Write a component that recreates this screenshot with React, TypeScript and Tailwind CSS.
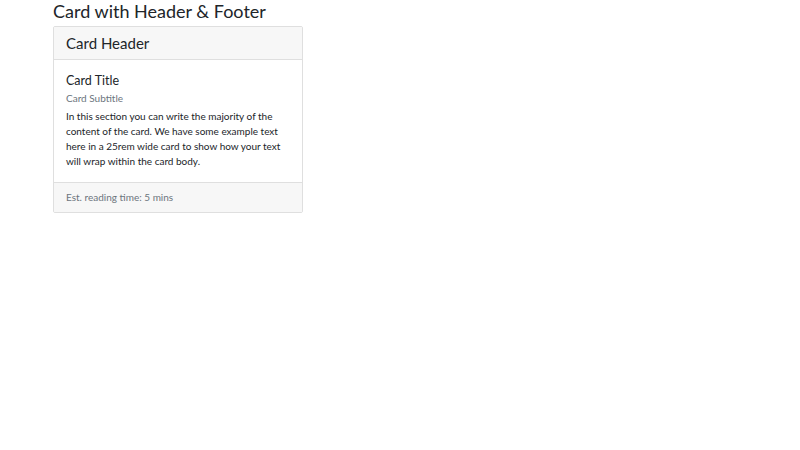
import React from 'react';

const App = () => {
  return (
    <div className="min-h-[450px] bg-white pl-[53px] pt-[1px] text-[#212529]" style={{ fontFamily: 'Lato, "Open Sans", sans-serif' }}>
      <h1 className="text-[18px] leading-[21px] mb-[4px]">Card with Header &amp; Footer</h1>
      <div className="w-[250px] border border-[#dfdfdf] rounded-[2px] overflow-hidden">
        <div className="h-[33px] bg-[#f7f7f7] border-b border-[#dfdfdf] px-[12px] flex items-center text-[15px]">Card Header</div>
        <div className="px-[12px] pt-[12px] pb-[13px]">
          <h2 className="text-[12.5px] leading-[17px]">Card Title</h2>
          <h3 className="text-[10px] leading-[14px] mt-[2px] text-[#6c757d]">Card Subtitle</h3>
          <p className="text-[10px] leading-[15px] mt-[4px]">
            In this section you can write the majority of the content of the card. We have some example text here in a 25rem wide card to show how your text will wrap within the card body.
          </p>
        </div>
        <div className="h-[30px] bg-[#f7f7f7] border-t border-[#dfdfdf] px-[12px] flex items-center text-[10px] text-[#6c757d]">Est. reading time: 5 mins</div>
      </div>
    </div>
  );
};

export default App;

_ _ _ _ _ _ _

-- WHAT YOU HAVE TO DO --
Up to and including the line containing "import React from 'react';", repeat every line from the start of the data, but none of the pictures.

-- OUTPUT OF THE EXERCISE --
Write a component that recreates this screenshot with React, TypeScript and Tailwind CSS.
import React from 'react';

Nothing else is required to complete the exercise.